Whether it was from a silly crush, someone you liked, your first true love, or the person you thought you would spend the rest of your life with, getting hurt changes you and it’s okay.
The first time I experienced getting my heart broken was something indescribable. It wasn’t pretty, but no heartbreak ever is. It’s also something I don’t think we as people ever truly get over. It still lingers in the back of our minds.
Thankfully, my first heartbreak wasn’t someone I loved, it was someone I liked, a lot. This person and I had a special relationship, we often found ourselves caring more about each other than us. Relationships like ours were hard to find, pure happiness. It was like no matter what was going on I could count on you to be there for me. We were the best of friends, you knew everything about me and I knew everything about you. We were so much alike, but so different, and that’s why it worked. I felt like we were going to be us forever. Whatever we were, that’s the best part, we never had to label it, and we were just “us.” Until, one day we weren’t.
We were always in our own little world, no worries, no problems, just whatever we had and our happiness, that was until life caught up and we fell apart. I’d like to think it was the universe telling us that the relationship we had was not good for us. We both know now that, that was the truth.

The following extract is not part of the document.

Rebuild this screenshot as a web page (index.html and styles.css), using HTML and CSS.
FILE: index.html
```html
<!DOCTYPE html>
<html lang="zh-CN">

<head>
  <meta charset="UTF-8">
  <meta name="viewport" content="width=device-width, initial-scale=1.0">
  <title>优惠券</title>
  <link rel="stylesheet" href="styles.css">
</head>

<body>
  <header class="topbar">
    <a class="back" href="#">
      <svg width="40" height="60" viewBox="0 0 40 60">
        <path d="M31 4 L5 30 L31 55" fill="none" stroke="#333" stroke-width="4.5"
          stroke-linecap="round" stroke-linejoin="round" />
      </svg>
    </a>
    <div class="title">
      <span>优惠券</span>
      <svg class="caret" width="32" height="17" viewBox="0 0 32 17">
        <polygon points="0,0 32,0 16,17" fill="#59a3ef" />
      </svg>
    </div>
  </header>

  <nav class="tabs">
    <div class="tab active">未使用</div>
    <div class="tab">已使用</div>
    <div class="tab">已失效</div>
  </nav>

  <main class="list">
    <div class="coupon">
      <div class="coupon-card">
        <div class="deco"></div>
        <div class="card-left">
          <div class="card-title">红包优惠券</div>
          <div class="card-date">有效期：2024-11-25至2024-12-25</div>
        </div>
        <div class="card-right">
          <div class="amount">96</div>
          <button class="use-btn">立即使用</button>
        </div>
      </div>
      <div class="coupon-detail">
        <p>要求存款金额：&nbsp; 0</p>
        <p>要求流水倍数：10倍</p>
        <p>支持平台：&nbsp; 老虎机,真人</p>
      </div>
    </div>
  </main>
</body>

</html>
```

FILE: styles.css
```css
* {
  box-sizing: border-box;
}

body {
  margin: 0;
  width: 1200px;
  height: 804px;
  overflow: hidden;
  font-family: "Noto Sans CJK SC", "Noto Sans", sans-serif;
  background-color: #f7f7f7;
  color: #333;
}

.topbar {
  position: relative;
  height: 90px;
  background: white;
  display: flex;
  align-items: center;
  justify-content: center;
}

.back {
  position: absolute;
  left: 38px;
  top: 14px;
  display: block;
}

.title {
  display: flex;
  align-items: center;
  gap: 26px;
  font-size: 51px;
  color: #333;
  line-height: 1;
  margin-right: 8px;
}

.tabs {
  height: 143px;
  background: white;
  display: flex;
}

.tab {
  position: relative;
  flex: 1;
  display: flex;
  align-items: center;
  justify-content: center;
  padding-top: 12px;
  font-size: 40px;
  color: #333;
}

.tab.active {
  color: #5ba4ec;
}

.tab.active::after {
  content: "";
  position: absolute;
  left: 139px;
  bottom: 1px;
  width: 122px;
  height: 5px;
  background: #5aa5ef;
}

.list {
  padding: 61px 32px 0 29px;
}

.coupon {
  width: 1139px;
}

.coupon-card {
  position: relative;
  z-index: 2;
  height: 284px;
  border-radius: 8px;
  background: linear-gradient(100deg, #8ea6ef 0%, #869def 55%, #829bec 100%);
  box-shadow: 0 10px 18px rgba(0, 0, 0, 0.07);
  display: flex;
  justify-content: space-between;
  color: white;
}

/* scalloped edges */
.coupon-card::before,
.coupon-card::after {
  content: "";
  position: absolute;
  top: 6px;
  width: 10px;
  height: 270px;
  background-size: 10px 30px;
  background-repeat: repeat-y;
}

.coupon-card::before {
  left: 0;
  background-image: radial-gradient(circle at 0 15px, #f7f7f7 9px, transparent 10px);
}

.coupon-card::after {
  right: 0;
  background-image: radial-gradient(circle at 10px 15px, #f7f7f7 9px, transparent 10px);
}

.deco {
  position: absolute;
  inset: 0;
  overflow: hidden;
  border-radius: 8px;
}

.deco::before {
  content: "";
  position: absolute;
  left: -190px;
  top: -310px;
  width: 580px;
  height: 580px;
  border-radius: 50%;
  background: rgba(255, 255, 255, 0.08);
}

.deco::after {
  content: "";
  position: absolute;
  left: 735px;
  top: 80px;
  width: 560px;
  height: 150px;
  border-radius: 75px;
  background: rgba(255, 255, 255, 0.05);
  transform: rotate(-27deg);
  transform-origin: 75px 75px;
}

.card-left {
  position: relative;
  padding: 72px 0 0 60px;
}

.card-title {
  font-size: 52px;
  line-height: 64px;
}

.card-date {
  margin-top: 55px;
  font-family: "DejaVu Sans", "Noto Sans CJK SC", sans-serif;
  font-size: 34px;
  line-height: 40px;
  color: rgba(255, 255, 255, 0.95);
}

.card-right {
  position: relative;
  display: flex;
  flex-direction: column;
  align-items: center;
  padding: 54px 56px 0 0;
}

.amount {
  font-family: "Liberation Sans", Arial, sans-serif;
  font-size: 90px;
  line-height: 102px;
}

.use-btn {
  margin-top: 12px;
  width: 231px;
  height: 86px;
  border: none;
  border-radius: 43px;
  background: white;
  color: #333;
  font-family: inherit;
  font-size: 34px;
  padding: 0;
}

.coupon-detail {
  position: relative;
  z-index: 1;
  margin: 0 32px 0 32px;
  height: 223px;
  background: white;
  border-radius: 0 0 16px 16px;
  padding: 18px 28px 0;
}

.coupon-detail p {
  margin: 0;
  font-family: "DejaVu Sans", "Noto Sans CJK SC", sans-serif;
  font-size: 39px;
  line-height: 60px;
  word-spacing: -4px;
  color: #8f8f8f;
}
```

When I got hurt, I completely shut down, as most do. I didn’t want to talk to anyone, I was crabby all the time, I was so rude and my attitude worsened as time went on. All because he hurt me so badly. That was just how I coped with the pain. I never told anyone about what happened, everyone just assumed I was having a bad day, a bad day every day for 2 months.
I was confused, so confused as to how someone I cared for so much could cause so much pain and heartbreak, how someone who meant the world to me threw me aside like I was nothing to him. It all happened so fast, one week we were each other’s everything, the next I couldn’t stand the thought of him.

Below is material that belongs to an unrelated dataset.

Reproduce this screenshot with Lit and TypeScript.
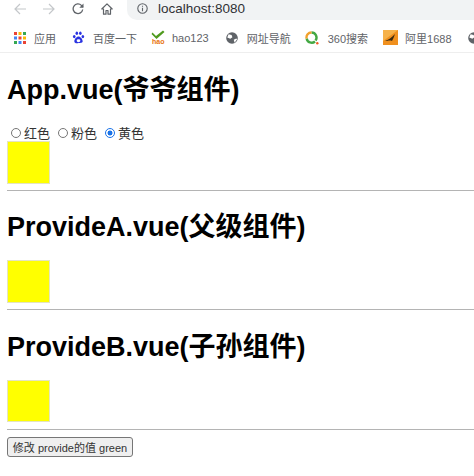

It’s been a few months now, and I’ve noticed how different I am. I hate opening up to people, it takes forever to earn my trust and I sometimes still think everyone I meet is going to hurt me. But that’s okay because now I know who I am letting in my life, I know now that because I am so reserved someone will have to break my walls down and prove to me they’re worth it.
Him hurting me, changed me, but it is okay.
I am okay now, I am happy. It took a while to except, but getting hurt is inevitable. This was just the first of many heartbreaks I am going to experience. We’re going to build it up just to watch it fall apart and in the end, I’ll be alone again picking up the pieces, but to me, its okay… It’s okay because one day I’ll find someone who picks up the pieces with me, who builds it back up and make sure it stays, one day I’ll find someone who makes all the heartbreaks worth it. That’s why I am okay with getting my heartbroken, I am okay with letting these heartbreaks change me. I am just okay with it because I am a firm believer in that everything happens for a reason, and I’ll know that reason when I meet someone who doesn’t break me, but loves me and works through it. So… It’s okay.
To the boy who hurt me, who allowed me to experience this pain and allowed me to realize how I deserve to be treated, thank you.